Here, the trial court received testimony from Burrows’s and Curtis & Alexander’s
counsel that:
My attorney’s fees in responding to the lawsuit -- [Penson] has filed multiple things, including a response. In this case, he filed a Motion for Summary Judgment, a Motion for Default Judgment. It’s been just continuous since the original petition filed on October 22nd.
My attorney’s fees on behalf of Mr. Burrows is $3,200.24 – I’m sorry -- $3,224.22, at the same amount representing my law firm. I had to do the same work in both cases. So we would ask that you grant attorney’s fees for -- against the Plaintiff, in favor of John Burrows, and against the Plaintiff and in favor of Curtis & Alexander, PC, and dismiss the lawsuit.
Based on this record, counsel for Burrows and Curtis & Alexander solely stated the
amount of fees without any explanation as to what was done to incur such fees for each party.
Additionally, counsel’s representation was conclusory, provided no evidence of the reasonable 11 hours worked and the reasonable billable rate, and fell short of the requirements of Rohrmoos.
Simply stating that counsel had to respond to numerous filings does not explain the
reasonableness or necessity of the fees incurred. Accordingly, while the trial court did not err in
awarding attorney fees, “[b]ecause the evidence was insufficient to support the awarded amount
of attorney fees, . . . the appropriate disposition is to reverse the award and remand the issue for
the trial court to redetermine a reasonable and necessary amount for trial attorney’s fees.”

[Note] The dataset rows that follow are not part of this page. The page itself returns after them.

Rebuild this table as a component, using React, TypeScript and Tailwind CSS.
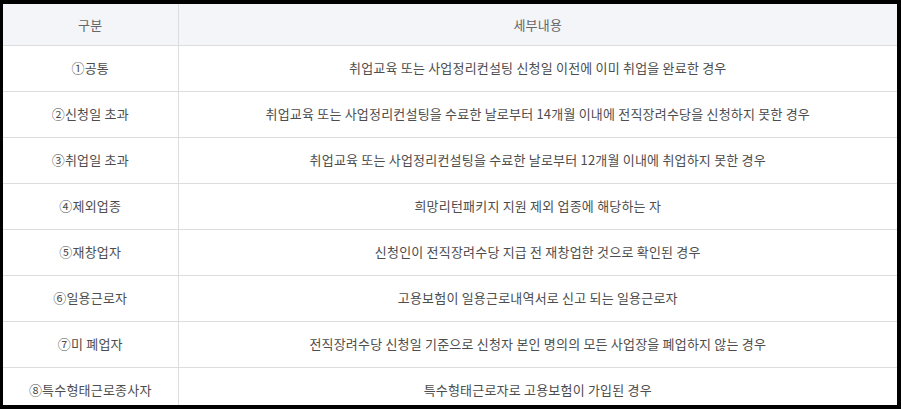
const rows = [
  ["①공통", "취업교육 또는 사업정리컨설팅 신청일 이전에 이미 취업을 완료한 경우"],
  ["②신청일 초과", "취업교육 또는 사업정리컨설팅을 수료한 날로부터 14개월 이내에 전직장려수당을 신청하지 못한 경우"],
  ["③취업일 초과", "취업교육 또는 사업정리컨설팅을 수료한 날로부터 12개월 이내에 취업하지 못한 경우"],
  ["④제외업종", "희망리턴패키지 지원 제외 업종에 해당하는 자"],
  ["⑤재창업자", "신청인이 전직장려수당 지급 전 재창업한 것으로 확인된 경우"],
  ["⑥일용근로자", "고용보험이 일용근로내역서로 신고 되는 일용근로자"],
  ["⑦미 폐업자", "전직장려수당 신청일 기준으로 신청자 본인 명의의 모든 사업장을 폐업하지 않는 경우"],
  ["⑧특수형태근로종사자", "특수형태근로자로 고용보험이 가입된 경우"],
];

export default function App() {
  return (
    <div className="h-[409px] w-[901px] bg-black pt-[4px] pb-[4px] pl-[3px] pr-[4px]">
      <div
        className="h-full w-full overflow-hidden bg-white text-[13px] tracking-[0.2px] text-[#4d4d4d]"
        style={{ fontFamily: '"Noto Sans CJK KR", "Noto Sans", sans-serif' }}
      >
        <table className="w-full border-collapse">
          <thead>
            <tr className="h-[41px] bg-[#f3f5f9] text-[#666]">
              <th className="w-[175px] border-b border-r border-[#dddddd] font-normal">구분</th>
              <th className="border-b border-[#dddddd] font-normal">세부내용</th>
            </tr>
          </thead>
          <tbody>
            {rows.map(([a, b]) => (
              <tr key={a} className="h-[46px]">
                <td className="border-b border-r border-[#dddddd] text-center">{a}</td>
                <td className="border-b border-[#dddddd] text-center">{b}</td>
              </tr>
            ))}
          </tbody>
        </table>
      </div>
    </div>
  );
}
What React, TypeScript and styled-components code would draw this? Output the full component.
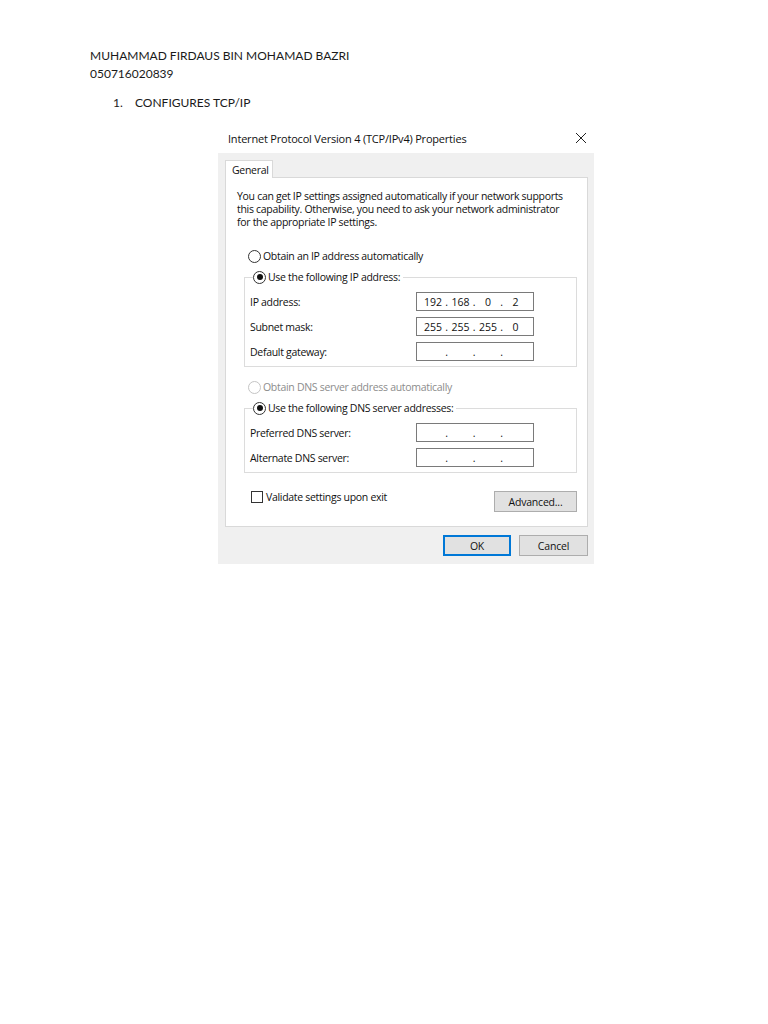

Fiamma Statler, LP, 2020 WL 6334470, at *19 (citing Long v. Griffin, 442 S.W.3d 253, 255–56
(Tex. 2014) (per curiam)).
V. Conclusion
We affirm the trial court’s judgment dismissing Burrows’s and Curtis & Alexander’s
motions to dismiss. Because we find the evidence legally insufficient to show reasonableness
and necessity as to Burrows’s and Curtis & Alexander’s attorney fees, we reverse and remand
this issue for the trial court to redetermine and enter an award for attorney fees for each party
under Rule 91a7.
We affirm the judgment in whole as it relates to Lakeview.